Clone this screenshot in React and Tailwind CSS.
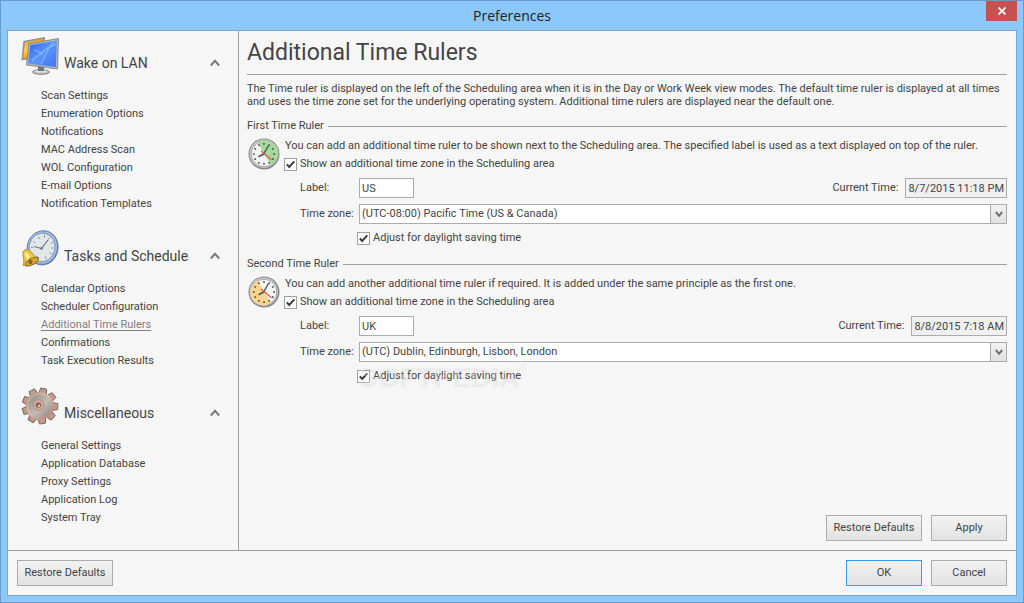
---
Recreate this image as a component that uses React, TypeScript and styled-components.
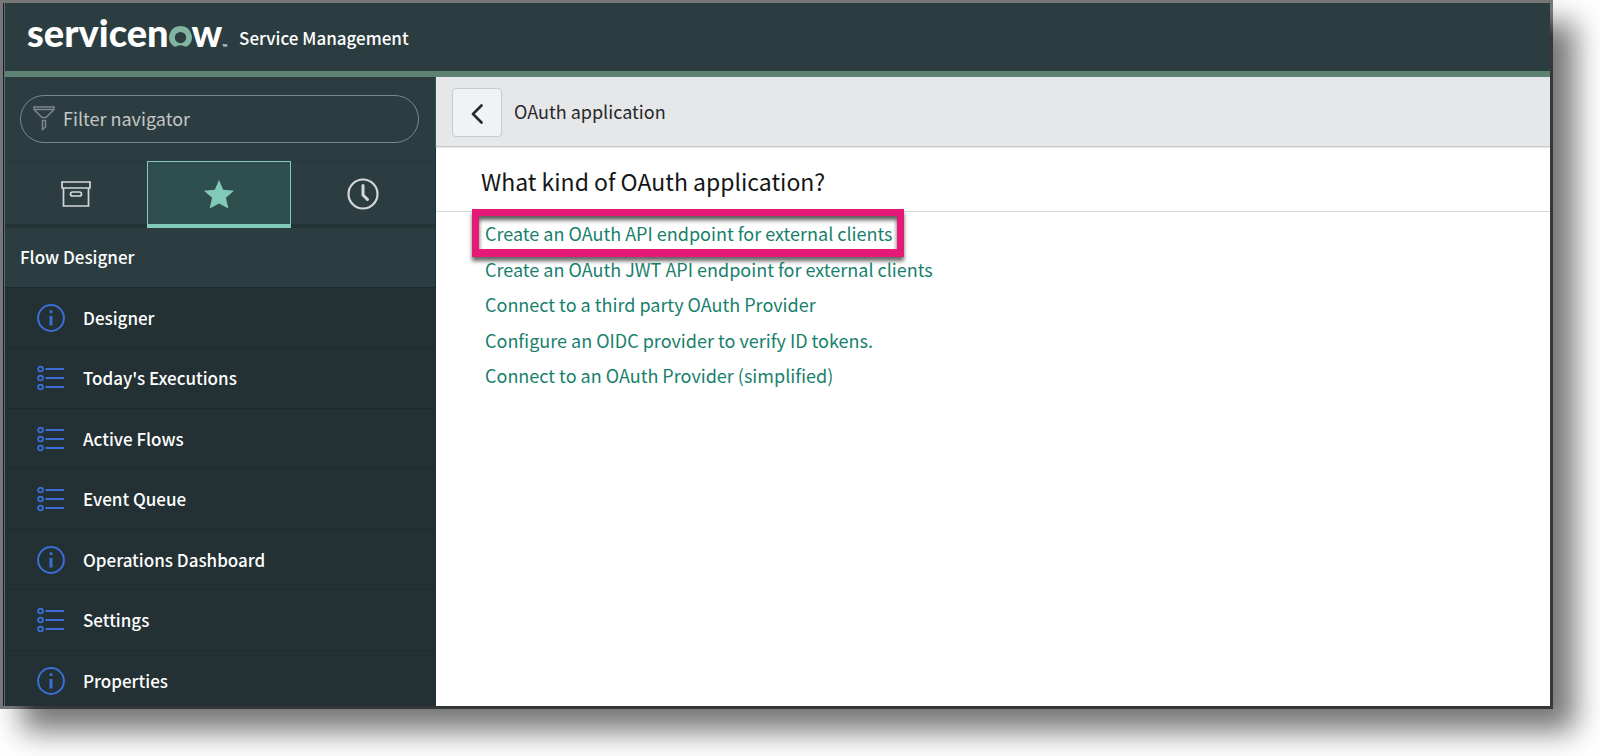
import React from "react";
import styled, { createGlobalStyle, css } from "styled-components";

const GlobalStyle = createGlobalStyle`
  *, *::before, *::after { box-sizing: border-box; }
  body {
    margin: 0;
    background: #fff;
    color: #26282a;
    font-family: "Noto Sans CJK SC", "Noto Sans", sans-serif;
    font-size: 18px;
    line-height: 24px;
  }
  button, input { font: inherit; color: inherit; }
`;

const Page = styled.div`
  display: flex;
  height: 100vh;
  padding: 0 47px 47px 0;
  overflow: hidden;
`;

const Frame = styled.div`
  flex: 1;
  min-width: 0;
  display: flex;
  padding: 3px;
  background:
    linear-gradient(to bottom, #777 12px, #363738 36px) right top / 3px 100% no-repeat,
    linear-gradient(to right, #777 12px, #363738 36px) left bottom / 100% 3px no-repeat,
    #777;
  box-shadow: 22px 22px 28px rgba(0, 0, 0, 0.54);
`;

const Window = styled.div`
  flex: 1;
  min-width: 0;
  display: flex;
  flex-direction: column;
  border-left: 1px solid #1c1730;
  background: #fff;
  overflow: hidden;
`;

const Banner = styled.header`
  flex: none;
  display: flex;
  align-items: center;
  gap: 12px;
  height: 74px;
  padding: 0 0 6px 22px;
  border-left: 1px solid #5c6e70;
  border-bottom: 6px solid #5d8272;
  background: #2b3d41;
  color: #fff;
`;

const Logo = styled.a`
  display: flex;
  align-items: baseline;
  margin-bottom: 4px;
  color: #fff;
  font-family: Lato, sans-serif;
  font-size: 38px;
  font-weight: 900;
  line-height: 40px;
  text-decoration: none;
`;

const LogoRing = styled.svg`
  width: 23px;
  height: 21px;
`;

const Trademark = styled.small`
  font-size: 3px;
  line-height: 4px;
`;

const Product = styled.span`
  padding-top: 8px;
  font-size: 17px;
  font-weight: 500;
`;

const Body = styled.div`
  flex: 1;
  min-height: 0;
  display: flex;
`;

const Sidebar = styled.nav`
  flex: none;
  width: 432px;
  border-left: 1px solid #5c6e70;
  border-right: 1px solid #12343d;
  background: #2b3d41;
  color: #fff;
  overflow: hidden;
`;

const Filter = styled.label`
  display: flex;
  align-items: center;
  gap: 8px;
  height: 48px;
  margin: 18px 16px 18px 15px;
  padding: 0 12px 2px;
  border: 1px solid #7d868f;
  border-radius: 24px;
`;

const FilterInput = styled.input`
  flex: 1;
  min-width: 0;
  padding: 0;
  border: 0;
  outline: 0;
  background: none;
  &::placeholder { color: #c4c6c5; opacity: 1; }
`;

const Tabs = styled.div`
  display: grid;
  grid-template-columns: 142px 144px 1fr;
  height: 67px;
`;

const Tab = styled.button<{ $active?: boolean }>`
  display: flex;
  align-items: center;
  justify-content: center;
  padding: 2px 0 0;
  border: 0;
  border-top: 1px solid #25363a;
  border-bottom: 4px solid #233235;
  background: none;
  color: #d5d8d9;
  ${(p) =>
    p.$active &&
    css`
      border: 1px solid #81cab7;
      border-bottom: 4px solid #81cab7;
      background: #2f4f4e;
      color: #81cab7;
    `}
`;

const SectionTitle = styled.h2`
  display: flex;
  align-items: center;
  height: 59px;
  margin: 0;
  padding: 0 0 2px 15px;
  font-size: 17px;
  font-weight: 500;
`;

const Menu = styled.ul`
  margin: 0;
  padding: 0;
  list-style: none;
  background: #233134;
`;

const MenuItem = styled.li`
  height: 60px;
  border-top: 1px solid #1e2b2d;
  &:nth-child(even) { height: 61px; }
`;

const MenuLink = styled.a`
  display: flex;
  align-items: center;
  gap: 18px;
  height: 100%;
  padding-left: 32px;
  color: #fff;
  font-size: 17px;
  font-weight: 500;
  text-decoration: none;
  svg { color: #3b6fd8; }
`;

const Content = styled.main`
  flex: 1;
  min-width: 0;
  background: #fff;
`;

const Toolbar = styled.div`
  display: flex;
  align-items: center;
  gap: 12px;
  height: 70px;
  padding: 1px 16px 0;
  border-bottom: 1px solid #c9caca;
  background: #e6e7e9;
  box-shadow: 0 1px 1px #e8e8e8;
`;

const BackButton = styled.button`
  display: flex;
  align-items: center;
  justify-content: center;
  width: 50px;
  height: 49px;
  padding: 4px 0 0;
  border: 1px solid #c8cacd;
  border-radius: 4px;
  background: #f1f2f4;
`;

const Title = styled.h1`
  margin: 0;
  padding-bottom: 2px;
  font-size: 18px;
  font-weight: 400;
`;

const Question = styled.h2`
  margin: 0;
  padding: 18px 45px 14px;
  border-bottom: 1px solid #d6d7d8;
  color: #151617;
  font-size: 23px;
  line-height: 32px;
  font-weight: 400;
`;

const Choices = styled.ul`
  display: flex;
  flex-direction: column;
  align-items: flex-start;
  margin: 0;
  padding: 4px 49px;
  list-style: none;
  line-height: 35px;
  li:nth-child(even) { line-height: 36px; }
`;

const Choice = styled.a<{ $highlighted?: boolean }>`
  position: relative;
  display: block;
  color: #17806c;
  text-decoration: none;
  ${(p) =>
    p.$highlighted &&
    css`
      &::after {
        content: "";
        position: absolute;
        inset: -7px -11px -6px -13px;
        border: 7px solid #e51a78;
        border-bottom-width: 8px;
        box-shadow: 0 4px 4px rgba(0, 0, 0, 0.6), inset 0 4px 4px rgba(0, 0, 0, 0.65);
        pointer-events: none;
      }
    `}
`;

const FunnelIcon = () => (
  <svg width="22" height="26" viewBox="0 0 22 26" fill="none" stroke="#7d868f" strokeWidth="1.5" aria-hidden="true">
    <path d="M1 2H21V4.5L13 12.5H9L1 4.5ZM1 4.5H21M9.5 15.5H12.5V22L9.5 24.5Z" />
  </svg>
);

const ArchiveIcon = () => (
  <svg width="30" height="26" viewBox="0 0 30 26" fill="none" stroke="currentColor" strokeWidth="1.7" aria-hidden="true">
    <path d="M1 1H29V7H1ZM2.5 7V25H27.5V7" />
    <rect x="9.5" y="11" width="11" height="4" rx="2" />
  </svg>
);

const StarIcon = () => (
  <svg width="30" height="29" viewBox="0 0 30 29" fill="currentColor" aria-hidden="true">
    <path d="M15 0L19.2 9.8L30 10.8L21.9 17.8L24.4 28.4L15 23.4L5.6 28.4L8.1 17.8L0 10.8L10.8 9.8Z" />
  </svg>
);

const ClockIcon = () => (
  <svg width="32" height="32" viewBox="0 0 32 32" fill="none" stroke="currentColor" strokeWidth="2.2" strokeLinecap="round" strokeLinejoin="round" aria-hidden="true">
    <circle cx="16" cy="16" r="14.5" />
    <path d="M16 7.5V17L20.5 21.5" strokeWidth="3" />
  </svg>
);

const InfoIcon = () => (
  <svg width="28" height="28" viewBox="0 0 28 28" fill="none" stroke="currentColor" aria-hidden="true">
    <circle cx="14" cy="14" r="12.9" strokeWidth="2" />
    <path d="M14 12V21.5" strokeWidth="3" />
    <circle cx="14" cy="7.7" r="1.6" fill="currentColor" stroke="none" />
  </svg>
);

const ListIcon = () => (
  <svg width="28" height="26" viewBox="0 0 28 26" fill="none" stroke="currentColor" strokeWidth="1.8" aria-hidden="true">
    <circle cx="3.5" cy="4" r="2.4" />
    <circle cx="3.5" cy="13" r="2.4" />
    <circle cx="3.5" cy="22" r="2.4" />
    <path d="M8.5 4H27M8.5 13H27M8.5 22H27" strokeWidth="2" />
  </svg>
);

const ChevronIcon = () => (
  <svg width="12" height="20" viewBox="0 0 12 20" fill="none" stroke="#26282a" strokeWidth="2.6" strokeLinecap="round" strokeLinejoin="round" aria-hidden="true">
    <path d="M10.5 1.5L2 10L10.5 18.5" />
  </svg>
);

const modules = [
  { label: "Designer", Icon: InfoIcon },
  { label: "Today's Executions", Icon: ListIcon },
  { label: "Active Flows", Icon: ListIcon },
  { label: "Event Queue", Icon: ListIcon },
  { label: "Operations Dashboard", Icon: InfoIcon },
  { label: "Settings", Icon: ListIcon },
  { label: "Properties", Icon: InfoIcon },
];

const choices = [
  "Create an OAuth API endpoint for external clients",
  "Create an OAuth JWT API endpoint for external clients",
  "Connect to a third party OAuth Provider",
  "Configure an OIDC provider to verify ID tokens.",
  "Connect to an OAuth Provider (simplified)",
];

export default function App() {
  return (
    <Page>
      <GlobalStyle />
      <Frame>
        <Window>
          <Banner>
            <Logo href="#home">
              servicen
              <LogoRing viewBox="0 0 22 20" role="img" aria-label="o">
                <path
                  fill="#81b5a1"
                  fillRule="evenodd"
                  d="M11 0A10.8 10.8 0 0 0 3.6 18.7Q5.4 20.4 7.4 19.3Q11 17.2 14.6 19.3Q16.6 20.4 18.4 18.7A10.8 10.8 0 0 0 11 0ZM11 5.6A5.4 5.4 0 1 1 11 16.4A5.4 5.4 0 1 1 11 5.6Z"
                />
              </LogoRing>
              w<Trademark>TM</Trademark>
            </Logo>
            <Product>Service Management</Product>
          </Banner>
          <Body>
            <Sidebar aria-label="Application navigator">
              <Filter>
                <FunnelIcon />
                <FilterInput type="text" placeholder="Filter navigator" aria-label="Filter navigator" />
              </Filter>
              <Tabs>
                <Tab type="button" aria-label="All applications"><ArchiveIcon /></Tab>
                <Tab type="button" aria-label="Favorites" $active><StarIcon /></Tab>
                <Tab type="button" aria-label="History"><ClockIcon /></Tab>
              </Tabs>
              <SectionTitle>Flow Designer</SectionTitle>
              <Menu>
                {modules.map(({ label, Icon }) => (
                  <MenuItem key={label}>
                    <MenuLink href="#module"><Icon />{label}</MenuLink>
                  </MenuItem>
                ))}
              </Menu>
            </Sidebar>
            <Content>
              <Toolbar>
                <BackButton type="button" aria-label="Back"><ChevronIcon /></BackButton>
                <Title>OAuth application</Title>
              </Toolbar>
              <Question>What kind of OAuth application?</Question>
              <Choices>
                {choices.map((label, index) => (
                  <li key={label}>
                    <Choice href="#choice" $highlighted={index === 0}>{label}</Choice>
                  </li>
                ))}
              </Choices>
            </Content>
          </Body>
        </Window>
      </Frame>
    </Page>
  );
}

WHAT YOU WILL DO
Find the word "React" in the entries above and gather every line that holds it.

OUTPUT
Clone this screenshot in React and Tailwind CSS.
Recreate this image as a component that uses React, TypeScript and styled-components.
import React from "react";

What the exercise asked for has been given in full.